Given instruction: Repeat, exactly and completely, the material that follows. Omit the pictures.

Recorded data:
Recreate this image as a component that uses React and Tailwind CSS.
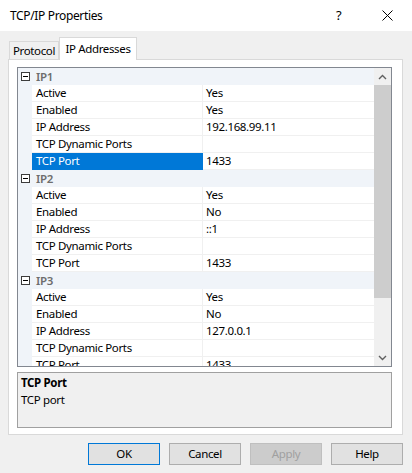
const groups = [
  {
    name: "IP1",
    rows: [
      ["Active", "Yes"],
      ["Enabled", "Yes"],
      ["IP Address", "192.168.99.11"],
      ["TCP Dynamic Ports", ""],
      ["TCP Port", "1433", true],
    ],
  },
  {
    name: "IP2",
    rows: [
      ["Active", "Yes"],
      ["Enabled", "No"],
      ["IP Address", "::1"],
      ["TCP Dynamic Ports", ""],
      ["TCP Port", "1433"],
    ],
  },
  {
    name: "IP3",
    rows: [
      ["Active", "Yes"],
      ["Enabled", "No"],
      ["IP Address", "127.0.0.1"],
      ["TCP Dynamic Ports", ""],
      ["TCP Port", "1433"],
    ],
  },
];

function MinusBox() {
  return (
    <svg width="9" height="9" viewBox="0 0 9 9" className="block">
      <rect x="0.5" y="0.5" width="8" height="8" fill="white" stroke="#3c3c3c" />
      <line x1="2" y1="4.5" x2="7" y2="4.5" stroke="#000" />
    </svg>
  );
}

function Chevron({ down }) {
  return (
    <svg width="9" height="6" viewBox="0 0 9 6" className="block">
      <polyline
        points={down ? "1,1 4.5,4.5 8,1" : "1,5 4.5,1.5 8,5"}
        fill="none"
        stroke="#606060"
        strokeWidth="1.4"
      />
    </svg>
  );
}

function Button({ label, primary, disabled }) {
  return (
    <div
      className={
        "flex h-[22px] w-[72px] items-center justify-center border " +
        (primary
          ? "border-[#0078d7] bg-[#e1e1e1] text-black"
          : disabled
          ? "border-[#bfbfbf] bg-[#cccccc] text-[#a0a0a0]"
          : "border-[#adadad] bg-[#e1e1e1] text-black")
      }
    >
      {label}
    </div>
  );
}

export default function App() {
  return (
    <div
      className="flex h-[473px] w-[412px] flex-col overflow-hidden bg-[#f0f0f0] text-[11.5px] tracking-[-0.35px] text-black"
      style={{ fontFamily: '"Noto Sans", "Open Sans", sans-serif' }}
    >
      {/* title bar */}
      <div className="flex h-[31px] items-center bg-white pl-[10px]">
        <span className="flex-1 text-[12px]">TCP/IP Properties</span>
        <span className="w-[12px] text-[13px]">?</span>
        <div className="ml-[33px] mr-[19px] flex h-[31px] w-[12px] items-center justify-center">
          <svg width="11" height="11" viewBox="0 0 11 11">
            <line x1="0.5" y1="0.5" x2="10.5" y2="10.5" stroke="#000" strokeWidth="1" />
            <line x1="10.5" y1="0.5" x2="0.5" y2="10.5" stroke="#000" strokeWidth="1" />
          </svg>
        </div>
      </div>

      {/* tabs */}
      <div className="mt-[6px] flex h-[22px] items-end pl-[9px]">
        <div className="flex h-[18px] w-[50px] items-center justify-center border border-b-0 border-[#d9d9d9] bg-[#f0f0f0]">
          Protocol
        </div>
        <div className="relative z-10 -mb-px flex h-[23px] w-[78px] items-center justify-center border border-b-0 border-[#d9d9d9] bg-white">
          IP Addresses
        </div>
      </div>

      {/* tab page */}
      <div className="ml-[8px] flex h-[376px] w-[395px] flex-col border border-[#d9d9d9] bg-white pl-[8px] pt-[7px]">
        {/* property grid */}
        <div className="flex h-[300px] w-[375px] border border-[#828790] bg-white">
          <div className="flex-1 overflow-hidden">
            {groups.map((g) => (
              <div key={g.name}>
                <div className="flex h-[17px] items-center bg-[#f0f4f9]">
                  <div className="flex w-[14px] justify-center pl-[1px]">
                    <MinusBox />
                  </div>
                  <span className="pl-[4px] font-semibold text-[#6d6d6d]">{g.name}</span>
                </div>
                {g.rows.map(([k, v, sel]) => (
                  <div key={k} className="flex h-[17px]">
                    <div className="w-[14px] bg-[#f0f4f9]" />
                    <div
                      className={
                        "flex w-[171px] items-center border-b border-r pl-[4px] " +
                        (sel
                          ? "border-[#0078d7] bg-[#0078d7] text-white"
                          : "border-[#f0f0f0] text-black")
                      }
                    >
                      {k}
                    </div>
                    <div className="flex flex-1 items-center border-b border-[#f0f0f0] pl-[3px]">{v}</div>
                  </div>
                ))}
              </div>
            ))}
          </div>
          {/* scrollbar */}
          <div className="flex w-[17px] flex-col bg-[#f0f0f0]">
            <div className="flex h-[17px] items-center justify-center">
              <Chevron />
            </div>
            <div className="h-[213px] bg-[#cdcdcd]" />
            <div className="flex-1" />
            <div className="flex h-[17px] items-center justify-center">
              <Chevron down />
            </div>
          </div>
        </div>

        {/* description */}
        <div className="mt-[5px] h-[56px] w-[375px] border border-[#a0a0a0] bg-[#f0f0f0] pl-[3px] pt-[1px]">
          <div className="font-bold leading-[17px]">TCP Port</div>
          <div className="leading-[17px]">TCP port</div>
        </div>
      </div>

      {/* buttons */}
      <div className="mt-[8px] flex justify-end gap-[9px] pr-[9px]">
        <Button label="OK" primary />
        <Button label="Cancel" />
        <Button label="Apply" disabled />
        <Button label="Help" />
      </div>
    </div>
  );
}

Worked answer:
Recreate this image as a component that uses React and Tailwind CSS.
const groups = [
  {
    name: "IP1",
    rows: [
      ["Active", "Yes"],
      ["Enabled", "Yes"],
      ["IP Address", "192.168.99.11"],
      ["TCP Dynamic Ports", ""],
      ["TCP Port", "1433", true],
    ],
  },
  {
    name: "IP2",
    rows: [
      ["Active", "Yes"],
      ["Enabled", "No"],
      ["IP Address", "::1"],
      ["TCP Dynamic Ports", ""],
      ["TCP Port", "1433"],
    ],
  },
  {
    name: "IP3",
    rows: [
      ["Active", "Yes"],
      ["Enabled", "No"],
      ["IP Address", "127.0.0.1"],
      ["TCP Dynamic Ports", ""],
      ["TCP Port", "1433"],
    ],
  },
];

function MinusBox() {
  return (
    <svg width="9" height="9" viewBox="0 0 9 9" className="block">
      <rect x="0.5" y="0.5" width="8" height="8" fill="white" stroke="#3c3c3c" />
      <line x1="2" y1="4.5" x2="7" y2="4.5" stroke="#000" />
    </svg>
  );
}

function Chevron({ down }) {
  return (
    <svg width="9" height="6" viewBox="0 0 9 6" className="block">
      <polyline
        points={down ? "1,1 4.5,4.5 8,1" : "1,5 4.5,1.5 8,5"}
        fill="none"
        stroke="#606060"
        strokeWidth="1.4"
      />
    </svg>
  );
}

function Button({ label, primary, disabled }) {
  return (
    <div
      className={
        "flex h-[22px] w-[72px] items-center justify-center border " +
        (primary
          ? "border-[#0078d7] bg-[#e1e1e1] text-black"
          : disabled
          ? "border-[#bfbfbf] bg-[#cccccc] text-[#a0a0a0]"
          : "border-[#adadad] bg-[#e1e1e1] text-black")
      }
    >
      {label}
    </div>
  );
}

export default function App() {
  return (
    <div
      className="flex h-[473px] w-[412px] flex-col overflow-hidden bg-[#f0f0f0] text-[11.5px] tracking-[-0.35px] text-black"
      style={{ fontFamily: '"Noto Sans", "Open Sans", sans-serif' }}
    >
      {/* title bar */}
      <div className="flex h-[31px] items-center bg-white pl-[10px]">
        <span className="flex-1 text-[12px]">TCP/IP Properties</span>
        <span className="w-[12px] text-[13px]">?</span>
        <div className="ml-[33px] mr-[19px] flex h-[31px] w-[12px] items-center justify-center">
          <svg width="11" height="11" viewBox="0 0 11 11">
            <line x1="0.5" y1="0.5" x2="10.5" y2="10.5" stroke="#000" strokeWidth="1" />
            <line x1="10.5" y1="0.5" x2="0.5" y2="10.5" stroke="#000" strokeWidth="1" />
          </svg>
        </div>
      </div>

      {/* tabs */}
      <div className="mt-[6px] flex h-[22px] items-end pl-[9px]">
        <div className="flex h-[18px] w-[50px] items-center justify-center border border-b-0 border-[#d9d9d9] bg-[#f0f0f0]">
          Protocol
        </div>
        <div className="relative z-10 -mb-px flex h-[23px] w-[78px] items-center justify-center border border-b-0 border-[#d9d9d9] bg-white">
          IP Addresses
        </div>
      </div>

      {/* tab page */}
      <div className="ml-[8px] flex h-[376px] w-[395px] flex-col border border-[#d9d9d9] bg-white pl-[8px] pt-[7px]">
        {/* property grid */}
        <div className="flex h-[300px] w-[375px] border border-[#828790] bg-white">
          <div className="flex-1 overflow-hidden">
            {groups.map((g) => (
              <div key={g.name}>
                <div className="flex h-[17px] items-center bg-[#f0f4f9]">
                  <div className="flex w-[14px] justify-center pl-[1px]">
                    <MinusBox />
                  </div>
                  <span className="pl-[4px] font-semibold text-[#6d6d6d]">{g.name}</span>
                </div>
                {g.rows.map(([k, v, sel]) => (
                  <div key={k} className="flex h-[17px]">
                    <div className="w-[14px] bg-[#f0f4f9]" />
                    <div
                      className={
                        "flex w-[171px] items-center border-b border-r pl-[4px] " +
                        (sel
                          ? "border-[#0078d7] bg-[#0078d7] text-white"
                          : "border-[#f0f0f0] text-black")
                      }
                    >
                      {k}
                    </div>
                    <div className="flex flex-1 items-center border-b border-[#f0f0f0] pl-[3px]">{v}</div>
                  </div>
                ))}
              </div>
            ))}
          </div>
          {/* scrollbar */}
          <div className="flex w-[17px] flex-col bg-[#f0f0f0]">
            <div className="flex h-[17px] items-center justify-center">
              <Chevron />
            </div>
            <div className="h-[213px] bg-[#cdcdcd]" />
            <div className="flex-1" />
            <div className="flex h-[17px] items-center justify-center">
              <Chevron down />
            </div>
          </div>
        </div>

        {/* description */}
        <div className="mt-[5px] h-[56px] w-[375px] border border-[#a0a0a0] bg-[#f0f0f0] pl-[3px] pt-[1px]">
          <div className="font-bold leading-[17px]">TCP Port</div>
          <div className="leading-[17px]">TCP port</div>
        </div>
      </div>

      {/* buttons */}
      <div className="mt-[8px] flex justify-end gap-[9px] pr-[9px]">
        <Button label="OK" primary />
        <Button label="Cancel" />
        <Button label="Apply" disabled />
        <Button label="Help" />
      </div>
    </div>
  );
}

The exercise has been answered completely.